In this tutorial, we discuss how traditional targeting and personalization models such as look-alike and collaborative filtering can be combined with reinforcement learning to optimize multi-step marketing action policies (aka Next Best Action policies). We use methods that were originally developed and tested by Adobe and Alibaba, and they proved to be effective in a number of practical use cases. [1][2] For this tutorial, we chose to use a simple testbed environment with synthetic data to explain the model design and implementation more cleanly; we will present a practical case study in another blog post.

Basics of customer intent analysis

To put the problem of multi-step optimization of marketing actions into context, let's start with one of the most basic and widely used targeting methods – look-alike modeling. The idea of look-alike modeling is to personalize ads or offers based on the similarity of a given customer to other customers who have exhibited certain desirable or undesirable properties in the past. Consider the classic example of a subscription service provider that seeks to prevent customer churn by distributing a retention offer. Assuming that each offer is associated with some costs to the provider, we should only target a limited subset of customers with a high risk of churn. We can approach this problem by collecting a number of historical customer profiles that can include both demographic and behavioral features, attributing those features with the observed outcomes (churn or no churn), training a classification model based on these samples and then using this model to score the level of churn risk for any given customer to determine whether the offer should be issued or not:


This approach provides significant flexibility, in the sense that models can be built for a wide variety of business objectives depending on how the outcome label is defined: it can be a propensity to try a new product, propensity to upsell, proximity to a brand or channel and many others.

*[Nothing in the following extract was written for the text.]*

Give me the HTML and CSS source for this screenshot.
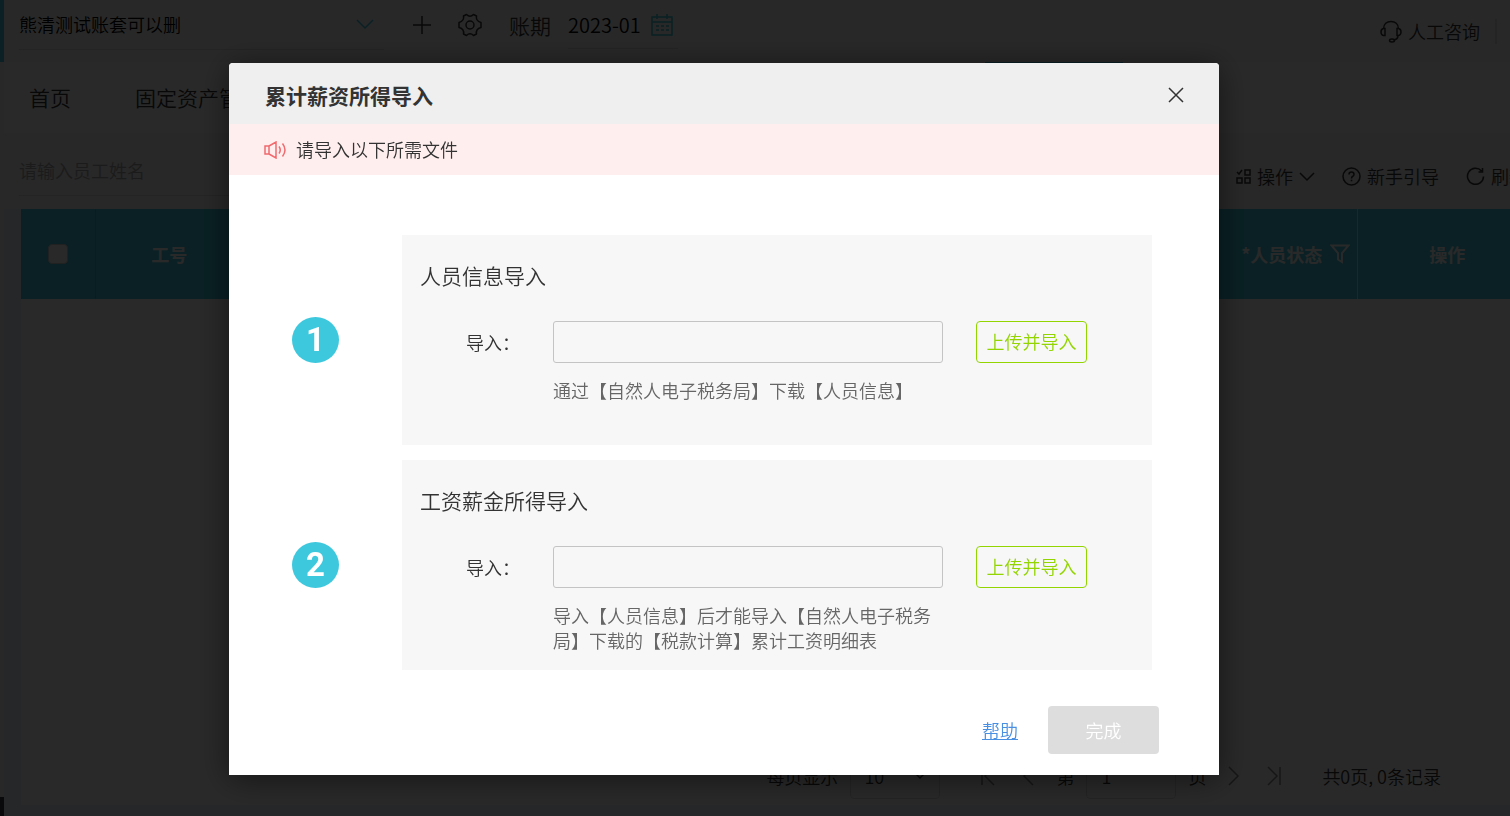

It also works well in a variety of environments, including online advertising and retail promotions.

The solution described above can be extended in a number of ways. One of the apparent limitations of basic look-alike modeling is that models for different outcomes and objectives are built separately, and the useful information about similarities between offerings is ignored. This issue becomes critical in environments with a large number of offerings, such as recommendation systems. Typically, the problem is circumvented by incorporating user features, offering features and a larger user-offering interaction matrix into the model so that interaction patterns can be generalized across the offerings; it is done in many collaborative filtering algorithms, including ones that are based on matrix factorization, factorization machines and deep learning methods:


These methods help to predict customer intent more accurately by incorporating a wider range of data, including features extracted from texts and images, but this is not particularly useful for optimizing multi-step action strategies.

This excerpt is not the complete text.